Takeaway: Safety is paramount. Always protect your lungs with proper ventilation and a respirator, your eyes with safety glasses, and your skin with gloves and appropriate clothing. Be acutely aware of the flammability of finishes and solvents, and dispose of oily rags safely. Finally, use your power tools responsibly with appropriate personal protective equipment. A beautiful finish is only truly beautiful if you’re safe and healthy to enjoy it.

Conclusion: The Art of the Enduring Shine

Well, my friend, we’ve journeyed through the entire process of bamboo wood finishing, from understanding this remarkable material to achieving that elusive, perfect shine.
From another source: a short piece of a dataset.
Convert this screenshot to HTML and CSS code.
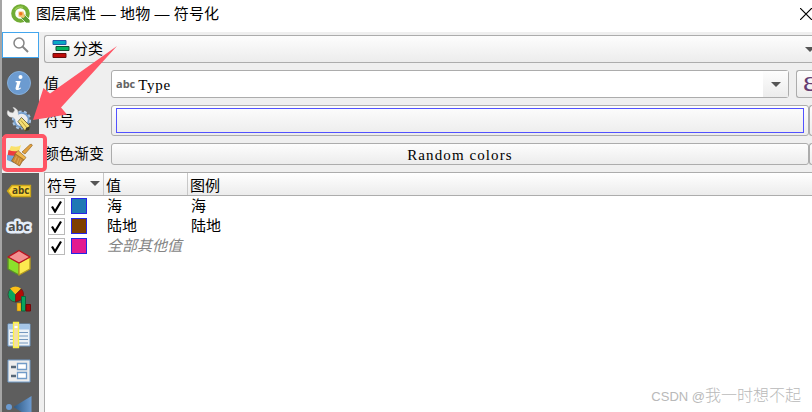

We’ve talked about preparing the surface, choosing the right finish from a rich palette of possibilities, mastering application techniques, and even venturing into the realm of artistic expression with pyrography and inlays. And, critically, we’ve emphasized the importance of safety and ongoing maintenance.

I hope this guide has shown you that finishing isn’t just a technical step; it’s an integral part of the artistic process. It’s the final dialogue you have with the material, the moment you truly reveal its character and protect its story. Whether you’re aiming for a subtle, natural glow or a dazzling, mirror-like sheen, the principles remain the same: patience, precision, and a deep respect for the material in your hands.

My time working with the rugged beauty of mesquite and the straightforward elegance of pine has taught me that every piece of wood, every material, has its own voice. Bamboo, with its unique structure and sustainable spirit, offers a fresh canvas for that conversation. Don’t be afraid to experiment, to blend techniques, and to let your artistic instincts guide you. Try a subtle inlay before an oil finish, or perhaps a touch of pyrography to add a personal signature.

This isn’t just about applying a coating; it’s about imbuing your creations with soul, ensuring they not only look stunning today but continue to inspire and endure for years to come. So go forth, my friend, pick up that brush or sprayer, and let your bamboo shine! I can’t wait to see what beautiful pieces you bring to life.